Pendekatan filsafat ilmu membantu merancang riset dan kebijakan yang kokoh:

Ontologi: desa sebagai sistem sosio-politik dengan relasi kekuasaan asimetris; inklusi mengubah struktur peluang bertindak warga. Epistemologi: kombinasi positivisme (pengukuran dampak), interpretivisme (makna bagi kelompok rentan), kritis (membongkar elite capture), dan pragmatisme (apa yang paling berguna) dan Aksiologi dalam kajian ini adalah bahwa Inklusi sosial yang dirancang baik membuat transparansi terpakai dan akuntabilitas terasa, sehingga sumber daya desa berpindah dari sekadar compliance menuju keadilan yang dapat diaudit yang manfaatnya paling dirasakan oleh warga paling rentan.

Teori Perubahan (Theory of Change) dan Model Analitis

Asumsi inti: inklusi sosial yang bermakna meningkatkan kualitas transparansi (keterjangkauan, keterbacaan, ketepatan waktu, kelengkapan), yang mendorong kontrol sosial, memperkuat akuntabilitas, menurunkan risiko salah kelola, dan pada akhirnya meningkatkan kepercayaan publik serta kinerja layanan.

Mekanisme kunci terdiri dari Reduksi asimetri informasi (principal–agent), Legitimasi keputusan melalui deliberasi setara (Habermas), Safeguard pro-renta (Rawls/Sen) dan Aturan kolektif dan peer monitoring (Ostrom).

Faktor konteks: literasi warga, budaya lokal, kapasitas perangkat desa, dukungan BPD, media lokal, dan kerangka hukum.

Outcome: penyerapan tepat sasaran, berkurangnya keluhan, opini audit membaik, meningkatnya kepercayaan dan kepuasan warga.

Rekomendasi Desain Kelembagaan

Rekomendasi desain kelembagaan menekankan transparansi multi-format (papan anggaran, open data CSV, infografik, video, dan dashboard RT/RW), musyawarah desa deliberatif dengan fasilitator independen, kuota bicara kelompok rentan, pre-read ramah awam, notulen dan commitment log. Arsitektur akuntabilitas sosial dibangun lewat citizen charter, kanal aduan multibahasa/WhatsApp, SLA tindak lanjut, serta audit sosial triwulan, disertai pagar anti–elite capture (aturan konflik kepentingan, deklarasi beneficial ownership, rotasi/lotre perwakilan).
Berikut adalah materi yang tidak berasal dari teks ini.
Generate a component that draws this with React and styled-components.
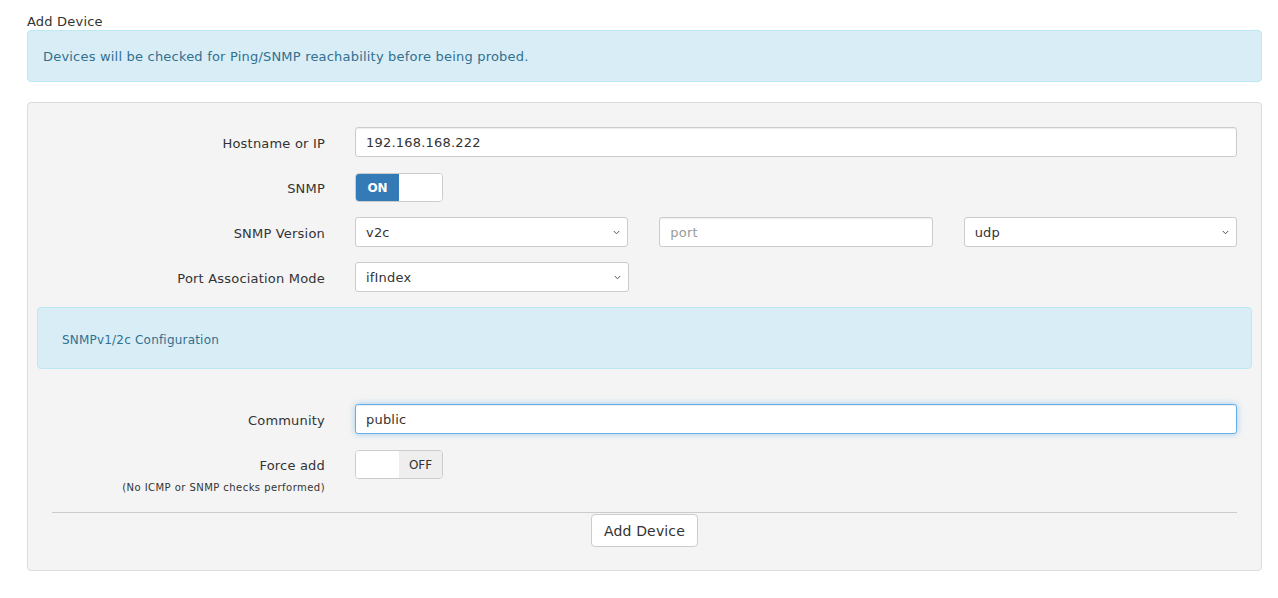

Tata kelola diperkuat melalui ko-produksi jejaring (BPD, LKD, CSO, kampus; mediator adat/agama) dan penguatan modal sosial lewat forum tematik, micro-grants partisipatif, serta pelatihan jurnalisme warga. Implementasi dipastikan adaptif lewat evaluasi berkelanjutan berbasis kerangka C–M–O dan learning review semesteran. Keberhasilan diukur dengan indikator inklusi (keterwakilan, share of voice, adopsi rekomendasi), transparansi (ketepatan publikasi RKPD/APBDes, keterbacaan materi, kelengkapan data), akuntabilitas (SLA aduan, penutupan rekomendasi audit sosial, sanksi/insentif, nilai audit), serta outcome seperti naiknya kepuasan warga, turunnya deviasi anggaran, dan meningkatnya ketepatan sasaran program kemiskinan.

 

Penutup

Inklusi sosial desa bukan sekadar jargon, melainkan strategi institusional untuk memastikan tata kelola keuangan desa yang transparan dan akuntabel. Dengan melibatkan seluruh lapisan masyarakat, pemerintah desa membangun keadilan, keterbukaan, dan tanggung jawab bersama; memperkuat fondasi demokrasi desa serta memastikan pembangunan berpihak pada masyarakat luas.

 

Daftar Bacaan Rekomendatif (Ringkas)

  • Arnstein, S. R. “A Ladder of Citizen Participation.”
  • Bovens, M. “Analysing and Assessing Accountability.”
  • Fox, J. “Social Accountability: What Does the Evidence Really Say?”
  • Fung, A. & Wright, E. O. Deepening Democracy.
  • Habermas, J. The Structural Transformation of the Public Sphere.
  • Hood, C. Transparency and Open Government.
  • Ostrom, E. Governing the Commons.
  • Putnam, R. Bowling Alone.
  • Rawls, J. A Theory of Justice.
  • Sen, A. Development as Freedom.
  • World Bank. Social Accountability Sourcebook.